### Supplied entries ###

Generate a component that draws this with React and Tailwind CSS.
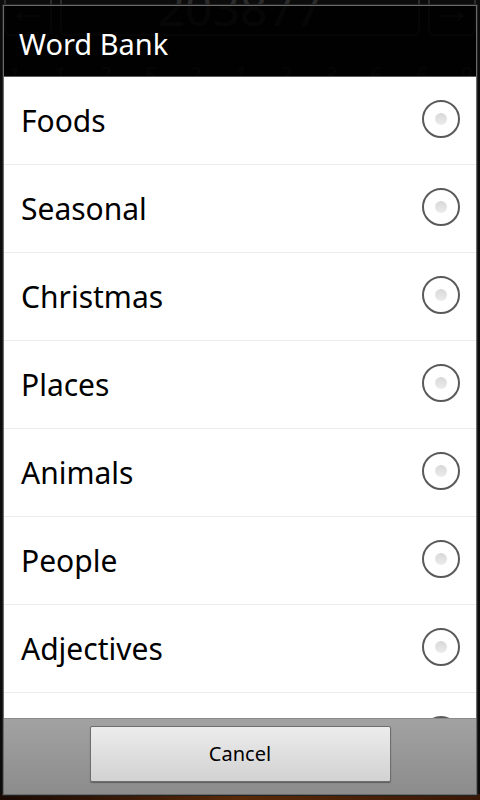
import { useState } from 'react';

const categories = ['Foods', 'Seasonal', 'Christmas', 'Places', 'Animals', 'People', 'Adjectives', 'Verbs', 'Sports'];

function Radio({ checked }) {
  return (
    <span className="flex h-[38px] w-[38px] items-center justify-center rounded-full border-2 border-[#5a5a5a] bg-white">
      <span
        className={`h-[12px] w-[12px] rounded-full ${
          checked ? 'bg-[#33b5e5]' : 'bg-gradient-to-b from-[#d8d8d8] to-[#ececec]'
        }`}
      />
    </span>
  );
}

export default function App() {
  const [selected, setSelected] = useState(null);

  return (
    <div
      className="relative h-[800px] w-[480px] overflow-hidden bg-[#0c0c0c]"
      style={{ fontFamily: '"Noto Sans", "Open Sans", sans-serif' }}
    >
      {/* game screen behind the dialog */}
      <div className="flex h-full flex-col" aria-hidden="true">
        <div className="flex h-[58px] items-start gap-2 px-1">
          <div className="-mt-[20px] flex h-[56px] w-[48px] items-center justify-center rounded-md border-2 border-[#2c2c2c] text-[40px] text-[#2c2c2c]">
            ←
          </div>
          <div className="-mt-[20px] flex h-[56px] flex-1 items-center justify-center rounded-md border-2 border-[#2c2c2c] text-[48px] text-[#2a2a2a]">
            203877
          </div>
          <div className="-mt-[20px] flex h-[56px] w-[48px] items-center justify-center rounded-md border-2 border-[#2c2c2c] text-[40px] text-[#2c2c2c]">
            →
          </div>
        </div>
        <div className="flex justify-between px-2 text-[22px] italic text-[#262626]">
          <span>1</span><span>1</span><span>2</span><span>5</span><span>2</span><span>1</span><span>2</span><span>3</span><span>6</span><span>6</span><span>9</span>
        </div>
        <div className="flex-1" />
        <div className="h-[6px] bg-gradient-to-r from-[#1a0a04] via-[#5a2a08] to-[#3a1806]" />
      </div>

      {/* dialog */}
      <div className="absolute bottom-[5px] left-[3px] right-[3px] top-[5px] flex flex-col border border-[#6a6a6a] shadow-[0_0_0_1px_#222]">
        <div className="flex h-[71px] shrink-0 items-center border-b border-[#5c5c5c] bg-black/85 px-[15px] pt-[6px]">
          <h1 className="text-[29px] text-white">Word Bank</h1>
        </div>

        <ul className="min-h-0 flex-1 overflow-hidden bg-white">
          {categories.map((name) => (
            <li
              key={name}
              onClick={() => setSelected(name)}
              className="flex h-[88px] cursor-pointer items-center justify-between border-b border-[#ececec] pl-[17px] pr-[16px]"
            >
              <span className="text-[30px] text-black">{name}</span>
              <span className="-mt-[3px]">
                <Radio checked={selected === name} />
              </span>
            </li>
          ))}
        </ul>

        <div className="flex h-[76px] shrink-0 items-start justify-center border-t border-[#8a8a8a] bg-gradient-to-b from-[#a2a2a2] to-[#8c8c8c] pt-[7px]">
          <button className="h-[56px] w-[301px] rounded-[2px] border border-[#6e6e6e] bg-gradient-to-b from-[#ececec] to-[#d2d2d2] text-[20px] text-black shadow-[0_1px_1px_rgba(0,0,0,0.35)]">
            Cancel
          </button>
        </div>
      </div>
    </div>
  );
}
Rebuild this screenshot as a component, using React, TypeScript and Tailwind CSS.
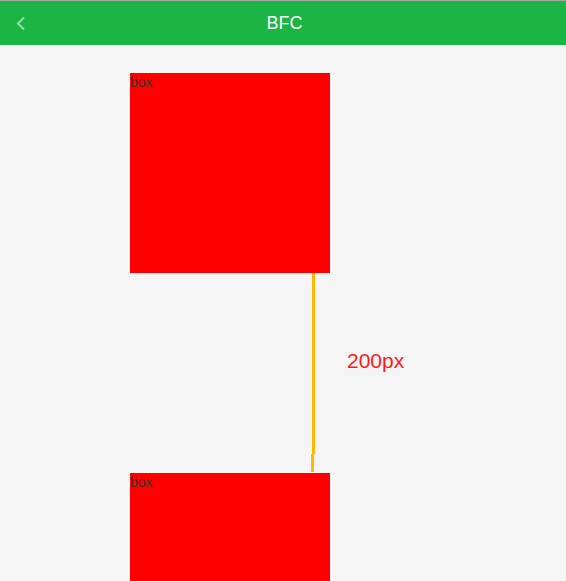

###

- _Requirements_: Write the records out again in full, exactly, and skip every picture.

- _Written answer_:
Generate a component that draws this with React and Tailwind CSS.
import { useState } from 'react';

const categories = ['Foods', 'Seasonal', 'Christmas', 'Places', 'Animals', 'People', 'Adjectives', 'Verbs', 'Sports'];

function Radio({ checked }) {
  return (
    <span className="flex h-[38px] w-[38px] items-center justify-center rounded-full border-2 border-[#5a5a5a] bg-white">
      <span
        className={`h-[12px] w-[12px] rounded-full ${
          checked ? 'bg-[#33b5e5]' : 'bg-gradient-to-b from-[#d8d8d8] to-[#ececec]'
        }`}
      />
    </span>
  );
}

export default function App() {
  const [selected, setSelected] = useState(null);

  return (
    <div
      className="relative h-[800px] w-[480px] overflow-hidden bg-[#0c0c0c]"
      style={{ fontFamily: '"Noto Sans", "Open Sans", sans-serif' }}
    >
      {/* game screen behind the dialog */}
      <div className="flex h-full flex-col" aria-hidden="true">
        <div className="flex h-[58px] items-start gap-2 px-1">
          <div className="-mt-[20px] flex h-[56px] w-[48px] items-center justify-center rounded-md border-2 border-[#2c2c2c] text-[40px] text-[#2c2c2c]">
            ←
          </div>
          <div className="-mt-[20px] flex h-[56px] flex-1 items-center justify-center rounded-md border-2 border-[#2c2c2c] text-[48px] text-[#2a2a2a]">
            203877
          </div>
          <div className="-mt-[20px] flex h-[56px] w-[48px] items-center justify-center rounded-md border-2 border-[#2c2c2c] text-[40px] text-[#2c2c2c]">
            →
          </div>
        </div>
        <div className="flex justify-between px-2 text-[22px] italic text-[#262626]">
          <span>1</span><span>1</span><span>2</span><span>5</span><span>2</span><span>1</span><span>2</span><span>3</span><span>6</span><span>6</span><span>9</span>
        </div>
        <div className="flex-1" />
        <div className="h-[6px] bg-gradient-to-r from-[#1a0a04] via-[#5a2a08] to-[#3a1806]" />
      </div>

      {/* dialog */}
      <div className="absolute bottom-[5px] left-[3px] right-[3px] top-[5px] flex flex-col border border-[#6a6a6a] shadow-[0_0_0_1px_#222]">
        <div className="flex h-[71px] shrink-0 items-center border-b border-[#5c5c5c] bg-black/85 px-[15px] pt-[6px]">
          <h1 className="text-[29px] text-white">Word Bank</h1>
        </div>

        <ul className="min-h-0 flex-1 overflow-hidden bg-white">
          {categories.map((name) => (
            <li
              key={name}
              onClick={() => setSelected(name)}
              className="flex h-[88px] cursor-pointer items-center justify-between border-b border-[#ececec] pl-[17px] pr-[16px]"
            >
              <span className="text-[30px] text-black">{name}</span>
              <span className="-mt-[3px]">
                <Radio checked={selected === name} />
              </span>
            </li>
          ))}
        </ul>

        <div className="flex h-[76px] shrink-0 items-start justify-center border-t border-[#8a8a8a] bg-gradient-to-b from-[#a2a2a2] to-[#8c8c8c] pt-[7px]">
          <button className="h-[56px] w-[301px] rounded-[2px] border border-[#6e6e6e] bg-gradient-to-b from-[#ececec] to-[#d2d2d2] text-[20px] text-black shadow-[0_1px_1px_rgba(0,0,0,0.35)]">
            Cancel
          </button>
        </div>
      </div>
    </div>
  );
}
Rebuild this screenshot as a component, using React, TypeScript and Tailwind CSS.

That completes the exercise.